-- Start of Data provided --

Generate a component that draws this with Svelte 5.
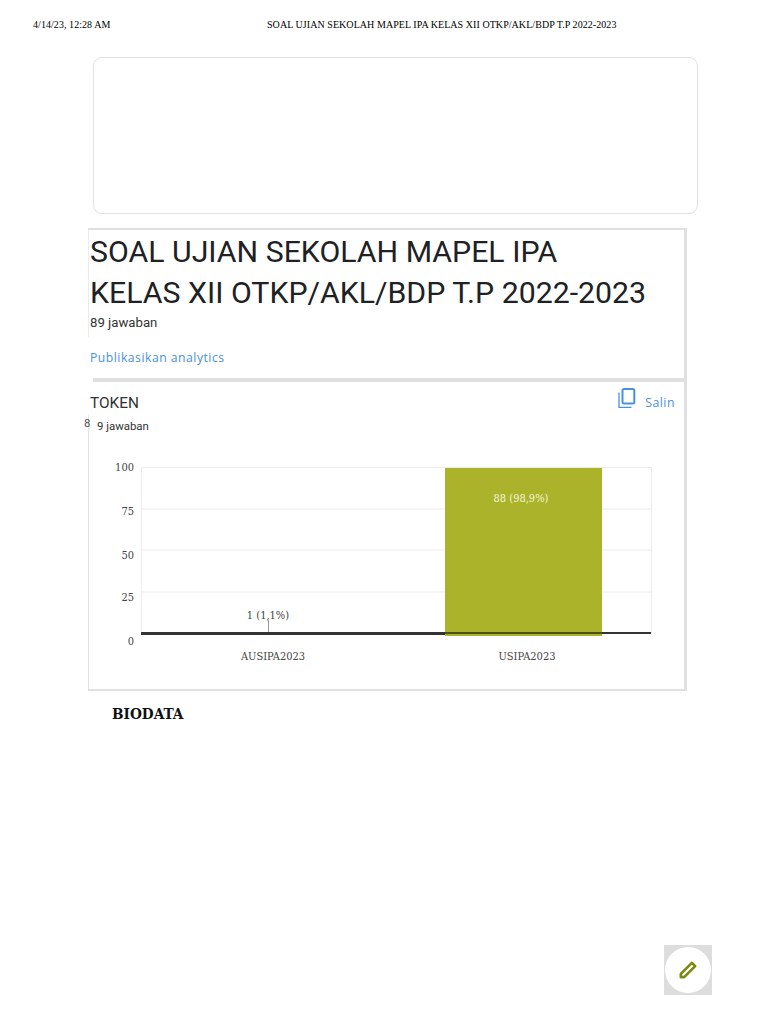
<script lang="ts">
	const ticks = [
		{ label: "100", y: 37, grid: 33.5 },
		{ label: "75", y: 81, grid: 75 },
		{ label: "50", y: 125, grid: 116 },
		{ label: "25", y: 167, grid: 158 },
		{ label: "0", y: 211, grid: 0 }
	];
</script>

<div class="page">
	<header class="print-head">
		<span class="date">4/14/23, 12:28 AM</span>
		<span class="doc-title">SOAL UJIAN SEKOLAH MAPEL IPA KELAS XII OTKP/AKL/BDP T.P 2022-2023</span>
	</header>

	<div class="ad-slot"></div>

	<section class="form-card">
		<div class="summary">
			<div class="summary-head">
				<h1>SOAL UJIAN SEKOLAH MAPEL IPA<br />KELAS XII OTKP/AKL/BDP T.P 2022-2023</h1>
				<div class="count">89 jawaban</div>
			</div>
			<a class="publish" href="#top">Publikasikan analytics</a>
		</div>
		<div class="divider"></div>
		<div class="question">
			<div class="q-head">
				<h2>TOKEN</h2>
				<button class="copy" type="button">
					<svg width="18" height="21" viewBox="0 0 18 21" fill="none" stroke="#4a90e2">
						<rect x="4.500" y="1" width="11.800" height="14.500" rx="1.500" stroke-width="2" />
						<path d="M1 4.500v14.800h12.500" stroke-width="1.300" />
					</svg>
					<span>Salin</span>
				</button>
			</div>
			<div class="q-body">
				<div class="q-count"><span class="clipped">8</span>9 jawaban</div>
				<svg class="chart" width="594" height="240" viewBox="0 0 594 240">
					{#each ticks as t}
						{#if t.grid}<line x1="52" x2="562" y1={t.grid} y2={t.grid} class="grid" />{/if}
						<text x="45" y={t.y} text-anchor="end" class="tick">{t.label}</text>
					{/each}
					<line x1="52.500" x2="52.500" y1="33" y2="199" class="grid" />
					<line x1="562.500" x2="562.500" y1="33" y2="199" class="grid" />
					<rect x="356" y="34" width="157" height="168" fill="#abb32b" />
					<rect x="52" y="198" width="304" height="3" fill="#333333" />
					<rect x="356" y="198" width="157" height="2" fill="#4a4f1a" />
					<rect x="513" y="198" width="49" height="2" fill="#333333" />
					<line x1="179.500" x2="179.500" y1="186" y2="198" stroke="#999999" />
					<text x="179" y="185" text-anchor="middle" class="label">1 (1,1%)</text>
					<text x="432" y="68" text-anchor="middle" class="label light">88 (98,9%)</text>
					<text x="184" y="226" text-anchor="middle" class="label">AUSIPA2023</text>
					<text x="438" y="226" text-anchor="middle" class="label">USIPA2023</text>
				</svg>
			</div>
		</div>
	</section>

	<h3 class="biodata">BIODATA</h3>

	<button class="fab-wrap" type="button" aria-label="Edit">
		<span class="fab">
			<svg width="22" height="22" viewBox="0 0 20 20" fill="none">
				<path d="M3.500 13.500 13.500 3.500l3 3L6.500 16.500h-3z" stroke="#7a8a10" stroke-width="2.400" stroke-linejoin="round" />
			</svg>
		</span>
	</button>
</div>

<style>
	:global(body) {
		background: #ffffff;
	}

	.page {
		width: 768px;
		height: 1024px;
		box-sizing: border-box;
		padding-top: 17px;
		position: relative;
		overflow: hidden;
		color: #202124;
	}

	.print-head {
		display: flex;
		padding-left: 33px;
		height: 14px;
		align-items: center;
		font-family: "Liberation Serif", serif;
		font-size: 10px;
		letter-spacing: 0.06px;
		color: #000000;
	}

	.date {
		width: 234px;
	}

	.ad-slot {
		width: 603px;
		height: 155px;
		margin: 26px 0 0 93px;
		border: 1px solid #e2e2e2;
		border-radius: 9px;
	}

	.form-card {
		width: 599px;
		box-sizing: border-box;
		margin: 14px 0 0 88px;
		height: 463px;
		border-style: solid;
		border-color: #e0e0e0;
		border-width: 2px 3px 2px 0;
		display: flex;
		flex-direction: column;
	}

	.summary {
		height: 148px;
	}

	.summary-head {
		height: 107px;
		padding-left: 1px;
		border-left: 1px solid #ececec;
	}

	h1 {
		margin: 0;
		padding-top: 1px;
		font-family: Roboto, sans-serif;
		font-weight: 400;
		font-size: 30.270px;
		line-height: 41px;
		white-space: nowrap;
		color: #202124;
	}

	.count {
		margin-top: 1px;
		font-family: Roboto, sans-serif;
		font-size: 13.200px;
		line-height: 18px;
		color: #333333;
	}

	.publish {
		display: block;
		margin: 11px 0 0 2px;
		font-family: "Open Sans", sans-serif;
		font-size: 12.200px;
		letter-spacing: 0.5px;
		line-height: 20px;
		color: #4a90e2;
		text-decoration: none;
	}

	.divider {
		height: 4px;
		margin-left: 5px;
		background: #e0e0e0;
	}

	.question {
		flex: 1;
		display: flex;
		flex-direction: column;
	}

	.q-head {
		display: flex;
		justify-content: space-between;
		padding: 6px 9px 0 2px;
		height: 33px;
		box-sizing: border-box;
	}

	h2 {
		margin: 5px 0 0;
		font-family: Roboto, sans-serif;
		font-weight: 400;
		font-size: 15.400px;
		line-height: 20px;
		color: #333333;
	}

	.copy {
		display: flex;
		gap: 9px;
		align-items: flex-start;
		padding: 0;
		border: 0;
		background: none;
		font-family: "Open Sans", sans-serif;
		font-size: 12.300px;
		letter-spacing: 0.5px;
		color: #4a90e2;
	}

	.copy span {
		margin-top: 6px;
	}

	.q-body {
		flex: 1;
		border-left: 1px solid #e4e4e4;
	}

	.q-count {
		position: relative;
		padding-left: 8px;
		margin-top: 3px;
		font-family: Roboto, sans-serif;
		font-size: 11.400px;
		line-height: 16px;
		color: #333333;
	}

	.clipped {
		position: absolute;
		left: -5px;
		top: -3px;
		color: #555555;
	}

	.chart {
		display: block;
	}

	.grid {
		stroke: #ececec;
		stroke-width: 1;
	}

	.tick,
	.label {
		font-family: "DejaVu Serif", serif;
		font-size: 11px;
		font-stretch: condensed;
		fill: #444444;
	}

	.light {
		fill: #f4f6d8;
	}

	.biodata {
		margin: 14px 0 0 112px;
		font-family: "DejaVu Serif", serif;
		font-weight: 700;
		font-size: 15.200px;
		font-stretch: condensed;
		line-height: 18px;
		color: #111111;
	}

	.fab-wrap {
		position: absolute;
		left: 664px;
		top: 945px;
		width: 48px;
		height: 50px;
		padding: 0;
		border: 0;
		background: #dddddd;
		display: flex;
		align-items: center;
		justify-content: center;
	}

	.fab {
		width: 46px;
		height: 46px;
		border-radius: 50%;
		background: #ffffff;
		display: flex;
		align-items: center;
		justify-content: center;
	}
</style>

-- End of Data provided --

> [To do]:
Return each line exactly as written. Any picture gets left out.

> [Full response]:
Generate a component that draws this with Svelte 5.
<script lang="ts">
	const ticks = [
		{ label: "100", y: 37, grid: 33.5 },
		{ label: "75", y: 81, grid: 75 },
		{ label: "50", y: 125, grid: 116 },
		{ label: "25", y: 167, grid: 158 },
		{ label: "0", y: 211, grid: 0 }
	];
</script>

<div class="page">
	<header class="print-head">
		<span class="date">4/14/23, 12:28 AM</span>
		<span class="doc-title">SOAL UJIAN SEKOLAH MAPEL IPA KELAS XII OTKP/AKL/BDP T.P 2022-2023</span>
	</header>

	<div class="ad-slot"></div>

	<section class="form-card">
		<div class="summary">
			<div class="summary-head">
				<h1>SOAL UJIAN SEKOLAH MAPEL IPA<br />KELAS XII OTKP/AKL/BDP T.P 2022-2023</h1>
				<div class="count">89 jawaban</div>
			</div>
			<a class="publish" href="#top">Publikasikan analytics</a>
		</div>
		<div class="divider"></div>
		<div class="question">
			<div class="q-head">
				<h2>TOKEN</h2>
				<button class="copy" type="button">
					<svg width="18" height="21" viewBox="0 0 18 21" fill="none" stroke="#4a90e2">
						<rect x="4.500" y="1" width="11.800" height="14.500" rx="1.500" stroke-width="2" />
						<path d="M1 4.500v14.800h12.500" stroke-width="1.300" />
					</svg>
					<span>Salin</span>
				</button>
			</div>
			<div class="q-body">
				<div class="q-count"><span class="clipped">8</span>9 jawaban</div>
				<svg class="chart" width="594" height="240" viewBox="0 0 594 240">
					{#each ticks as t}
						{#if t.grid}<line x1="52" x2="562" y1={t.grid} y2={t.grid} class="grid" />{/if}
						<text x="45" y={t.y} text-anchor="end" class="tick">{t.label}</text>
					{/each}
					<line x1="52.500" x2="52.500" y1="33" y2="199" class="grid" />
					<line x1="562.500" x2="562.500" y1="33" y2="199" class="grid" />
					<rect x="356" y="34" width="157" height="168" fill="#abb32b" />
					<rect x="52" y="198" width="304" height="3" fill="#333333" />
					<rect x="356" y="198" width="157" height="2" fill="#4a4f1a" />
					<rect x="513" y="198" width="49" height="2" fill="#333333" />
					<line x1="179.500" x2="179.500" y1="186" y2="198" stroke="#999999" />
					<text x="179" y="185" text-anchor="middle" class="label">1 (1,1%)</text>
					<text x="432" y="68" text-anchor="middle" class="label light">88 (98,9%)</text>
					<text x="184" y="226" text-anchor="middle" class="label">AUSIPA2023</text>
					<text x="438" y="226" text-anchor="middle" class="label">USIPA2023</text>
				</svg>
			</div>
		</div>
	</section>

	<h3 class="biodata">BIODATA</h3>

	<button class="fab-wrap" type="button" aria-label="Edit">
		<span class="fab">
			<svg width="22" height="22" viewBox="0 0 20 20" fill="none">
				<path d="M3.500 13.500 13.500 3.500l3 3L6.500 16.500h-3z" stroke="#7a8a10" stroke-width="2.400" stroke-linejoin="round" />
			</svg>
		</span>
	</button>
</div>

<style>
	:global(body) {
		background: #ffffff;
	}

	.page {
		width: 768px;
		height: 1024px;
		box-sizing: border-box;
		padding-top: 17px;
		position: relative;
		overflow: hidden;
		color: #202124;
	}

	.print-head {
		display: flex;
		padding-left: 33px;
		height: 14px;
		align-items: center;
		font-family: "Liberation Serif", serif;
		font-size: 10px;
		letter-spacing: 0.06px;
		color: #000000;
	}

	.date {
		width: 234px;
	}

	.ad-slot {
		width: 603px;
		height: 155px;
		margin: 26px 0 0 93px;
		border: 1px solid #e2e2e2;
		border-radius: 9px;
	}

	.form-card {
		width: 599px;
		box-sizing: border-box;
		margin: 14px 0 0 88px;
		height: 463px;
		border-style: solid;
		border-color: #e0e0e0;
		border-width: 2px 3px 2px 0;
		display: flex;
		flex-direction: column;
	}

	.summary {
		height: 148px;
	}

	.summary-head {
		height: 107px;
		padding-left: 1px;
		border-left: 1px solid #ececec;
	}

	h1 {
		margin: 0;
		padding-top: 1px;
		font-family: Roboto, sans-serif;
		font-weight: 400;
		font-size: 30.270px;
		line-height: 41px;
		white-space: nowrap;
		color: #202124;
	}

	.count {
		margin-top: 1px;
		font-family: Roboto, sans-serif;
		font-size: 13.200px;
		line-height: 18px;
		color: #333333;
	}

	.publish {
		display: block;
		margin: 11px 0 0 2px;
		font-family: "Open Sans", sans-serif;
		font-size: 12.200px;
		letter-spacing: 0.5px;
		line-height: 20px;
		color: #4a90e2;
		text-decoration: none;
	}

	.divider {
		height: 4px;
		margin-left: 5px;
		background: #e0e0e0;
	}

	.question {
		flex: 1;
		display: flex;
		flex-direction: column;
	}

	.q-head {
		display: flex;
		justify-content: space-between;
		padding: 6px 9px 0 2px;
		height: 33px;
		box-sizing: border-box;
	}

	h2 {
		margin: 5px 0 0;
		font-family: Roboto, sans-serif;
		font-weight: 400;
		font-size: 15.400px;
		line-height: 20px;
		color: #333333;
	}

	.copy {
		display: flex;
		gap: 9px;
		align-items: flex-start;
		padding: 0;
		border: 0;
		background: none;
		font-family: "Open Sans", sans-serif;
		font-size: 12.300px;
		letter-spacing: 0.5px;
		color: #4a90e2;
	}

	.copy span {
		margin-top: 6px;
	}

	.q-body {
		flex: 1;
		border-left: 1px solid #e4e4e4;
	}

	.q-count {
		position: relative;
		padding-left: 8px;
		margin-top: 3px;
		font-family: Roboto, sans-serif;
		font-size: 11.400px;
		line-height: 16px;
		color: #333333;
	}

	.clipped {
		position: absolute;
		left: -5px;
		top: -3px;
		color: #555555;
	}

	.chart {
		display: block;
	}

	.grid {
		stroke: #ececec;
		stroke-width: 1;
	}

	.tick,
	.label {
		font-family: "DejaVu Serif", serif;
		font-size: 11px;
		font-stretch: condensed;
		fill: #444444;
	}

	.light {
		fill: #f4f6d8;
	}

	.biodata {
		margin: 14px 0 0 112px;
		font-family: "DejaVu Serif", serif;
		font-weight: 700;
		font-size: 15.200px;
		font-stretch: condensed;
		line-height: 18px;
		color: #111111;
	}

	.fab-wrap {
		position: absolute;
		left: 664px;
		top: 945px;
		width: 48px;
		height: 50px;
		padding: 0;
		border: 0;
		background: #dddddd;
		display: flex;
		align-items: center;
		justify-content: center;
	}

	.fab {
		width: 46px;
		height: 46px;
		border-radius: 50%;
		background: #ffffff;
		display: flex;
		align-items: center;
		justify-content: center;
	}
</style>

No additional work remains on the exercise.